The term “polar vortex” has become a new buzzword, alongside “superstorm” or “bombogenesis,” terms used in the media to refer to unusual, news-worthy weather patterns. It’s easy to think the word means a swirling storm of unusually cold air, and some people are starting to use it to refer to any cold snap. But that isn’t what it means.
The polar vortex is actually a persistent weather pattern that forms around the north or south pole and acts to keep cold air concentrated near the pole during winter. What happened earlier this month was not that a polar vortex occurred or that the polar vortex was stronger than normal, but rather that the polar vortex was weaker than normal and it leaked.
During the January cold snap, the eastern and central parts of the United States were, of course, unusually cold. But, at the same time, northern Canada was warmer than usual, because the cold air that normally sits there had moved south. So January was not actually colder than normal, it’s just that the cold air was in an unusual place.
Actually, for areas not affected directly by the leaky vortex, temperatures that week were mostly normal or even unusually warm. Much of the American and Canadian West were warmer than normal for this time of year. Europe was very warm. Australia is having one of its warmest summers on record, with temperatures so hot in some places that week that wild animals, some of them endangered species, died in huge numbers.
Of course, mild weather in the west does not make an exciting news story. State disasters declared in New York and Illinois, schools closed as far south as Florida, and dozens of people injured or dying from the cold all make for a lot of media attention. Americans can be forgiven, at least initially, for thinking that the Polar Vortex froze the whole world.
But after that initial reaction (“I can’t feel my feet, therefor there is no warmth anywhere”), we really should get some perspective.
Not only were some parts of the planet very warm this January, but in terms of global temperatures, this past December was the third hottest December since 1880, when record-keeping began. That whole year, 2013, tied with 2003 as the fourth warmest year on record. Further, even many of the areas affected by the cold snap were only brutally cold in comparison to the much warmer temperatures of recent decades. Within living memory that kind of cold would have been considered chilly, but not dramatically so.
It is true that genuine cooler periods happen occasionally, when the world actually is slightly cooler for a while. But Peyton Manning sometimes throws interceptions and few people doubt he’ll get in the Hall of Fame one day. Part of scientific literacy means understanding that there is a difference between regional cold weather and global climatic trends, and a difference between variation along a trend line and the trend itself.

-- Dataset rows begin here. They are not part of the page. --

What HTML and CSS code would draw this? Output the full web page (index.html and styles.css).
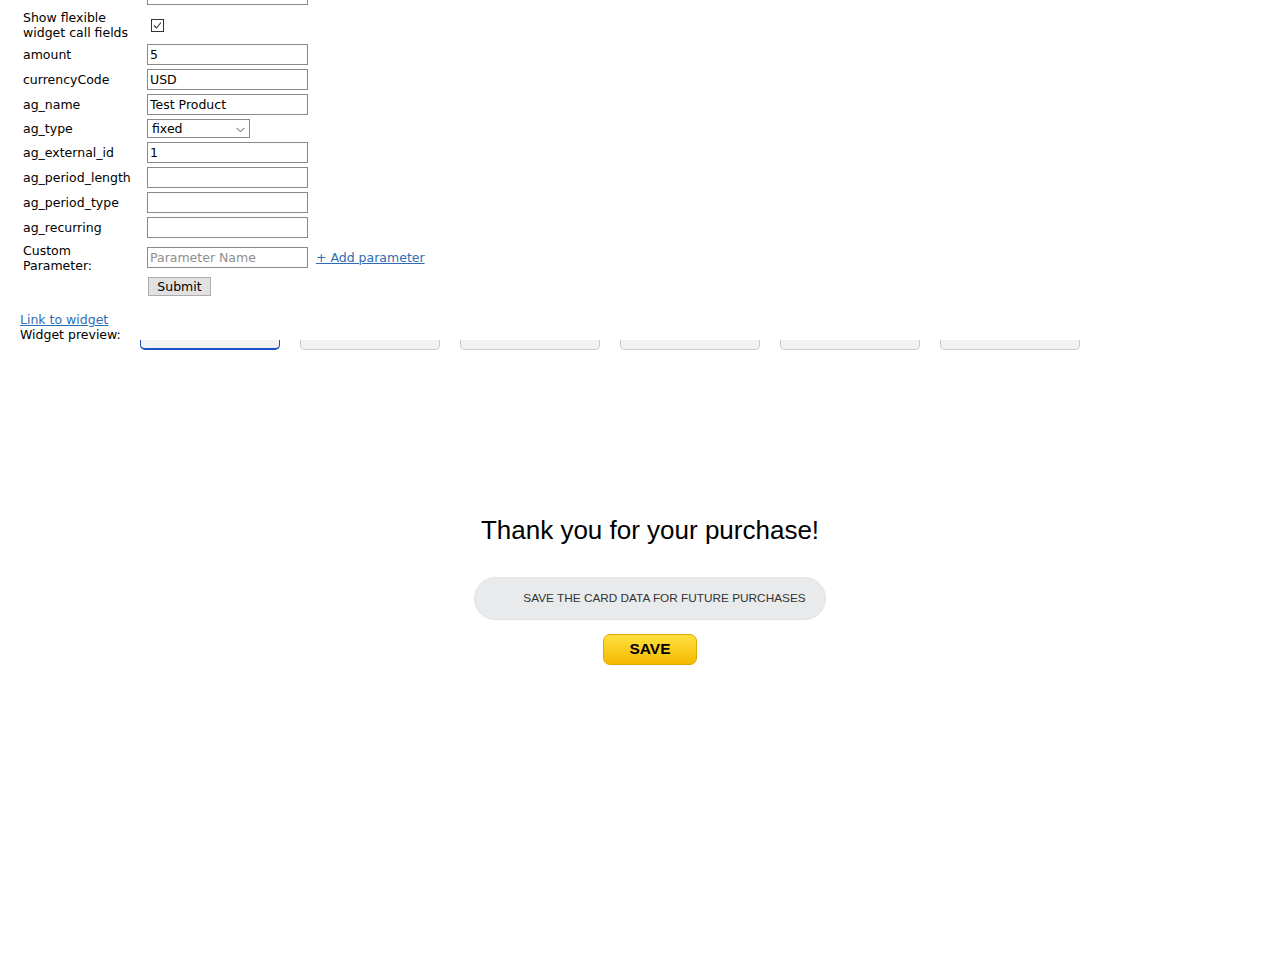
FILE: index.html
```html
<!DOCTYPE html>
<html>
<head>
<meta charset="utf-8">
<title>Widget preview</title>
<link rel="stylesheet" href="styles.css">
</head>
<body>
<div class="page">
  <div class="form">
    <div class="row"><span class="lbl"></span><input class="txt" type="text"></div>
    <div class="row tall"><span class="lbl">Show flexible<br>widget call fields</span><span class="check"><svg width="11" height="11" viewBox="0 0 11 11"><path d="M2 5.5 L4.5 8 L9 2.5" fill="none" stroke="#333" stroke-width="1.1"/></svg></span></div>
    <div class="row"><span class="lbl">amount</span><input class="txt" type="text" value="5"></div>
    <div class="row"><span class="lbl">currencyCode</span><input class="txt" type="text" value="USD"></div>
    <div class="row"><span class="lbl">ag_name</span><input class="txt" type="text" value="Test Product"></div>
    <div class="row short"><span class="lbl">ag_type</span><span class="select"><span class="sel-val">fixed</span><svg class="chev" width="9" height="6" viewBox="0 0 9 6"><path d="M0.5 0.8 L4.5 4.8 L8.5 0.8" fill="none" stroke="#555" stroke-width="1"/></svg></span></div>
    <div class="row"><span class="lbl">ag_external_id</span><input class="txt" type="text" value="1"></div>
    <div class="row"><span class="lbl">ag_period_length</span><input class="txt" type="text"></div>
    <div class="row"><span class="lbl">ag_period_type</span><input class="txt" type="text"></div>
    <div class="row"><span class="lbl">ag_recurring</span><input class="txt" type="text"></div>
    <div class="row tall"><span class="lbl">Custom<br>Parameter:</span><input class="txt" type="text" placeholder="Parameter Name"><a class="add" href="#">+ Add parameter</a></div>
    <div class="row short"><span class="lbl"></span><button class="submit" type="button">Submit</button></div>
  </div>
  <div class="links">
    <a class="link" href="#">Link to widget</a><br>
    <span>Widget preview:</span>
  </div>
  <div class="tabs">
    <div class="tab active"></div>
    <div class="tab"></div>
    <div class="tab"></div>
    <div class="tab"></div>
    <div class="tab"></div>
    <div class="tab"></div>
  </div>
  <div class="widget">
    <h1 class="thanks">Thank you for your purchase!</h1>
    <div class="pill">SAVE THE CARD DATA FOR FUTURE PURCHASES</div>
    <button class="save" type="button">SAVE</button>
  </div>
</div>
</body>
</html>
```
FILE: styles.css
```css
html, body {
  background: #fff;
}
body {
  margin: 0 8px;
  font-family: "DejaVu Sans", Verdana, sans-serif;
  font-size: 12.5px;
  line-height: 15px;
  color: #000;
}
.page {
  padding: 8px 0 0 12px;
}
.form {
  margin-top: -24px;
  display: flex;
  flex-direction: column;
  gap: 4px;
  padding-left: 3px;
}
.row {
  display: flex;
  align-items: center;
  height: 21px;
}
.row.tall {
  height: 31px;
}
.row.short {
  height: 19px;
}
.lbl {
  width: 124px;
  flex: none;
}
.txt {
  box-sizing: border-box;
  width: 161px;
  height: 21px;
  margin: 0;
  border: 1px solid #8a8a8a;
  padding: 0 2px;
  font-family: "DejaVu Sans", Verdana, sans-serif;
  font-size: 12.5px;
  color: #000;
  background: #fff;
  outline: none;
}
.txt::placeholder {
  color: #8f8f8f;
}
.check {
  box-sizing: border-box;
  width: 13px;
  height: 13px;
  margin: 1px 0 0 4px;
  border: 1px solid #333;
  display: flex;
  align-items: center;
  justify-content: center;
}
.select {
  box-sizing: border-box;
  width: 103px;
  height: 19px;
  border: 1px solid #8a8a8a;
  display: flex;
  align-items: center;
  justify-content: space-between;
  padding: 0 4px 0 4px;
}
.chev {
  margin-top: 2px;
}
.add {
  margin-left: 8px;
  color: #2e6db4;
  text-decoration: underline;
}
.submit {
  box-sizing: border-box;
  margin-left: 1px;
  width: 63px;
  height: 19px;
  padding: 0;
  border: 1px solid #adadad;
  background: #e1e1e1;
  font-family: "DejaVu Sans", Verdana, sans-serif;
  font-size: 12.5px;
  color: #000;
}
.links {
  margin-top: 16px;
}
.link {
  color: #2e6db4;
  text-decoration: underline;
}
.tabs {
  display: flex;
  gap: 20px;
  margin: -2px 0 0 120px;
}
.tab {
  box-sizing: border-box;
  width: 140px;
  height: 10px;
  background: #f2f2f2;
  border: 1px solid #cbcbcb;
  border-top: none;
  border-radius: 0 0 5px 5px;
}
.tab.active {
  border-color: #1a4fc6;
  border-bottom-width: 2px;
}
.widget {
  margin-left: 120px;
  width: 1020px;
  display: flex;
  flex-direction: column;
  align-items: center;
  font-family: "Liberation Sans", Arial, sans-serif;
}
.thanks {
  margin: 165px 0 0;
  font-size: 26px;
  line-height: 30px;
  font-weight: normal;
  color: #000;
}
.pill {
  margin-top: 32px;
  box-sizing: border-box;
  height: 43px;
  border: 1px solid #e0e2e3;
  border-radius: 22px;
  background: #e8eaeb;
  padding: 0 19px 0 48px;
  display: flex;
  align-items: center;
  font-size: 11.8px;
  color: #333;
  white-space: nowrap;
}
.save {
  margin-top: 14px;
  box-sizing: border-box;
  width: 94px;
  height: 31px;
  padding: 0 0 2px;
  border: 1px solid #e2a900;
  border-radius: 7px;
  background: linear-gradient(#ffe03f, #f4b900);
  font-family: "Liberation Sans", Arial, sans-serif;
  font-size: 15.5px;
  font-weight: bold;
  color: #000;
}
```
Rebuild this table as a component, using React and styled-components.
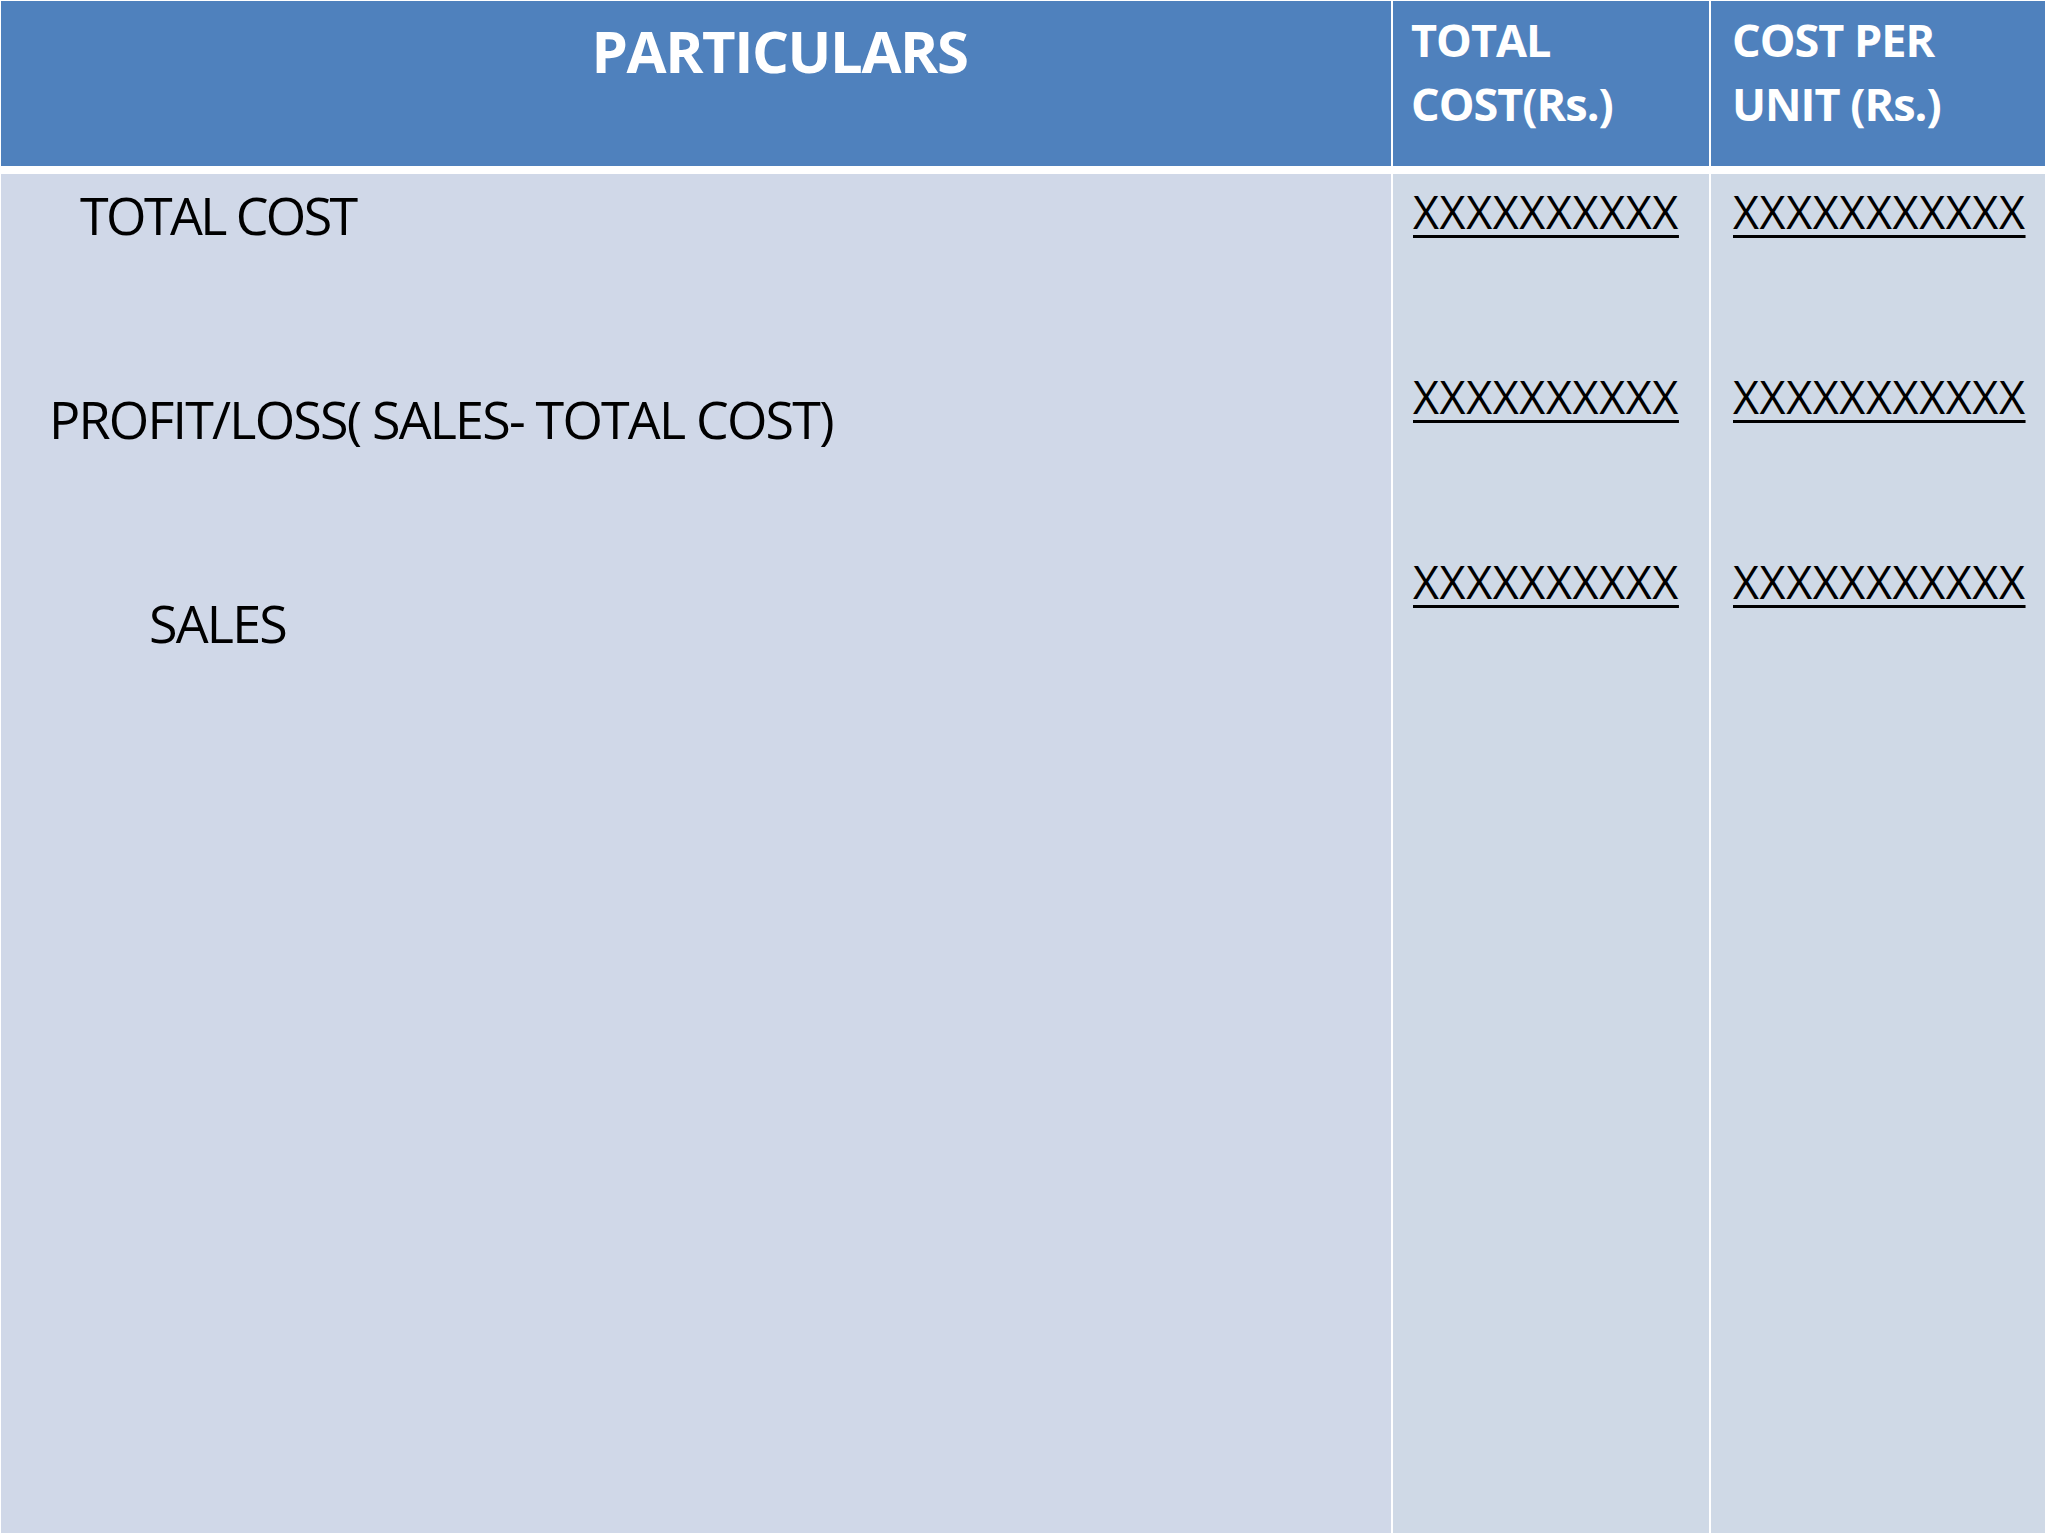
import React from "react";
import styled, { createGlobalStyle } from "styled-components";

const Global = createGlobalStyle`
  html, body { margin: 0; padding: 0; background: #fff; }
  body { font-family: "Open Sans", "Noto Sans", sans-serif; }
`;

const Table = styled.div`
  display: grid;
  grid-template-columns: 1390px 316px 334px;
  grid-template-rows: 165px 1359px;
  column-gap: 2px;
  row-gap: 8px;
  padding: 1px 2px 3px 1px;
  background: #fff;
`;

const HeadCell = styled.div`
  background: #4f81bd;
  color: #fff;
  font-weight: 700;
  padding: ${(p) => p.$pad};
  text-align: ${(p) => p.$align || "left"};
`;

const Title = styled.div`
  font-size: 58px;
  line-height: 70px;
  letter-spacing: -1.4px;
`;

const HeadLabel = styled.div`
  font-size: 45px;
  line-height: 64px;
  letter-spacing: -1px;
  white-space: nowrap;
`;

const BodyCell = styled.div`
  background: ${(p) => p.$bg};
  display: flex;
  flex-direction: column;
  gap: ${(p) => p.$gap}px;
  padding: ${(p) => p.$pad};
  color: #000;
`;

const Item = styled.div`
  font-size: 52px;
  line-height: 62px;
  letter-spacing: ${(p) => p.$spacing}px;
  padding-left: ${(p) => p.$indent}px;
  white-space: nowrap;
`;

const Amount = styled.div`
  font-size: 45px;
  line-height: 56px;
  letter-spacing: 0.6px;
  white-space: nowrap;
  text-decoration: underline;
  text-decoration-thickness: 3px;
  text-underline-offset: 6px;
`;

const items = [
  { label: "TOTAL COST", indent: 79, spacing: -2.6 },
  { label: "PROFIT/LOSS( SALES- TOTAL COST)", indent: 48, spacing: -1.8 },
  { label: "SALES", indent: 148, spacing: -1.8 },
];

export default function App() {
  return (
    <>
      <Global />
      <Table>
        <HeadCell $pad="15px 0 0 167px" $align="center">
          <Title>PARTICULARS</Title>
        </HeadCell>
        <HeadCell $pad="7px 0 0 18px">
          <HeadLabel>TOTAL</HeadLabel>
          <HeadLabel>COST(Rs.)</HeadLabel>
        </HeadCell>
        <HeadCell $pad="7px 0 0 21px">
          <HeadLabel>COST PER</HeadLabel>
          <HeadLabel>UNIT (Rs.)</HeadLabel>
        </HeadCell>

        <BodyCell $bg="#d0d8e8" $gap={142} $pad="10px 0 0 0">
          {items.map((it) => (
            <Item key={it.label} $indent={it.indent} $spacing={it.spacing}>
              {it.label}
            </Item>
          ))}
        </BodyCell>
        <BodyCell $bg="#cfd9e6" $gap={129} $pad="10px 0 0 20px">
          {[0, 1, 2].map((i) => (
            <Amount key={i}>XXXXXXXXXX</Amount>
          ))}
        </BodyCell>
        <BodyCell $bg="#cfd9e6" $gap={129} $pad="10px 0 0 22px">
          {[0, 1, 2].map((i) => (
            <Amount key={i}>XXXXXXXXXXX</Amount>
          ))}
        </BodyCell>
      </Table>
    </>
  );
}
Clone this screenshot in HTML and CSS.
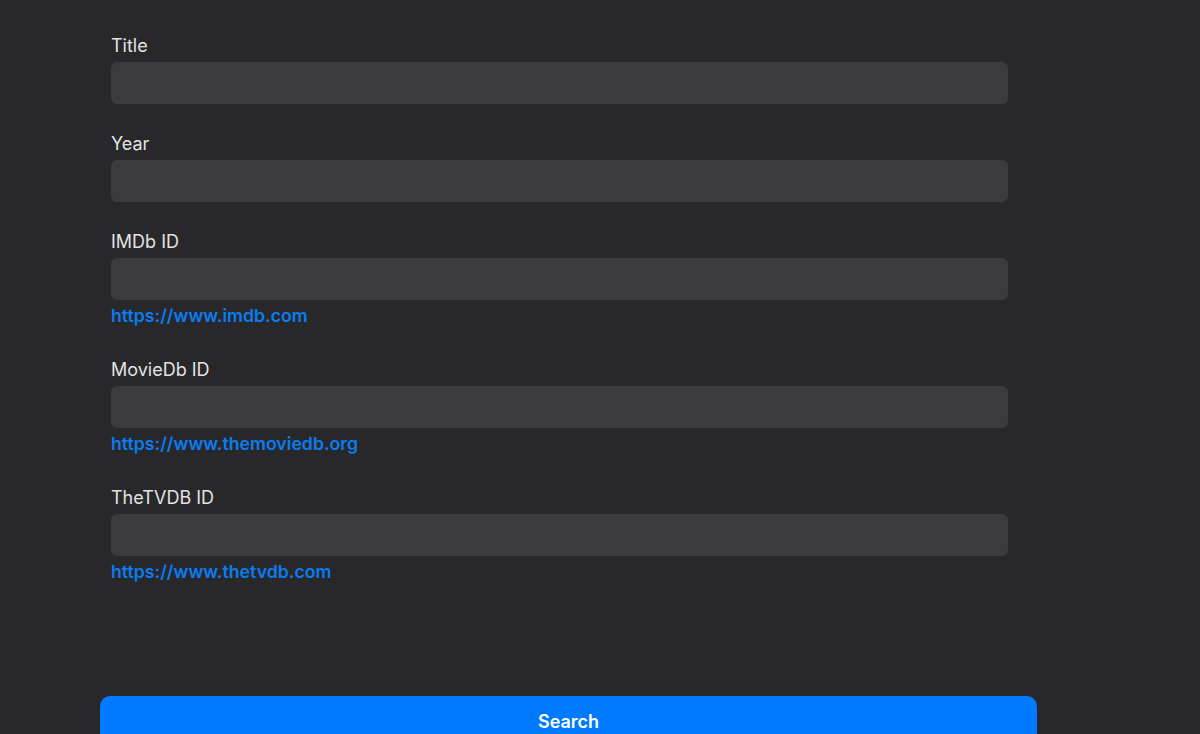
FILE: index.html
```html
<!DOCTYPE html>
<html>
<head>
<meta charset="utf-8">
<link rel="stylesheet" href="styles.css">
</head>
<body>
<div class="page">
  <form class="form">
    <div class="field">
      <label class="label">Title</label>
      <div class="input"></div>
    </div>
    <div class="field">
      <label class="label">Year</label>
      <div class="input"></div>
    </div>
    <div class="field">
      <label class="label">IMDb ID</label>
      <div class="input"></div>
      <a class="link">https://www.imdb.com</a>
    </div>
    <div class="field">
      <label class="label">MovieDb ID</label>
      <div class="input"></div>
      <a class="link">https://www.themoviedb.org</a>
    </div>
    <div class="field">
      <label class="label">TheTVDB ID</label>
      <div class="input"></div>
      <a class="link">https://www.thetvdb.com</a>
    </div>
  </form>
  <button class="search">Search</button>
</div>
</body>
</html>
```
FILE: styles.css
```css
html, body {
  margin: 0;
  padding: 0;
  background: #28282a;
  height: 100%;
  overflow: hidden;
}
body {
  font-family: Inter, "Noto Sans", sans-serif;
  color: #e2e2e4;
}
.page {
  width: 937px;
  margin-left: 100px;
  padding-top: 35px;
}
.form {
  padding-left: 11px;
  width: 897px;
  display: flex;
  flex-direction: column;
  gap: 29px;
}
.field {
  display: flex;
  flex-direction: column;
}
.label {
  font-size: 18px;
  line-height: 22px;
  margin-bottom: 5px;
}
.input {
  height: 42px;
  background: #3a3a3f;
  border-radius: 6px;
}
.link {
  margin-top: 2px;
  font-size: 17.7px;
  font-weight: 600;
  line-height: 28px;
  color: #0a7cf2;
}
.search {
  margin-top: 110px;
  width: 937px;
  height: 50px;
  border: 0;
  border-radius: 10px;
  background: #007aff;
  color: #ffffff;
  font-family: Inter, "Noto Sans", sans-serif;
  font-size: 18px;
  font-weight: 600;
  padding: 0;
}
```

And, counter-intuitive as it may seem, it is quite possible that the frigid blast the Eastern U.S. received is actually one more symptom of global warming.
The polar vortex that normally keeps the coldest air confined to the poles is ringed by the jet stream, a current in the upper atmosphere that is in turn created by the contrast in temperature between polar and tropical air. That is, the difference in temperature exacerbates itself by creating a wind pattern that keeps the two air masses largely separate. Since the poles are warming faster than the rest of the planet is, climate change could involve a weakening of the jet stream. That would allow the polar vortex to leak more often, producing a warmer world overall, but more frequent cold snaps in unexpected places.
Global warming means a warmer globe, and that is what we are getting. But that doesn’t mean an end to winter everywhere, nor does it mean an even, easy to predict warmth. In practical, locally observable terms, “global weirding” may be a much more accurate name. For parts of the eastern U.S. to be colder than Alaska is definitely weird.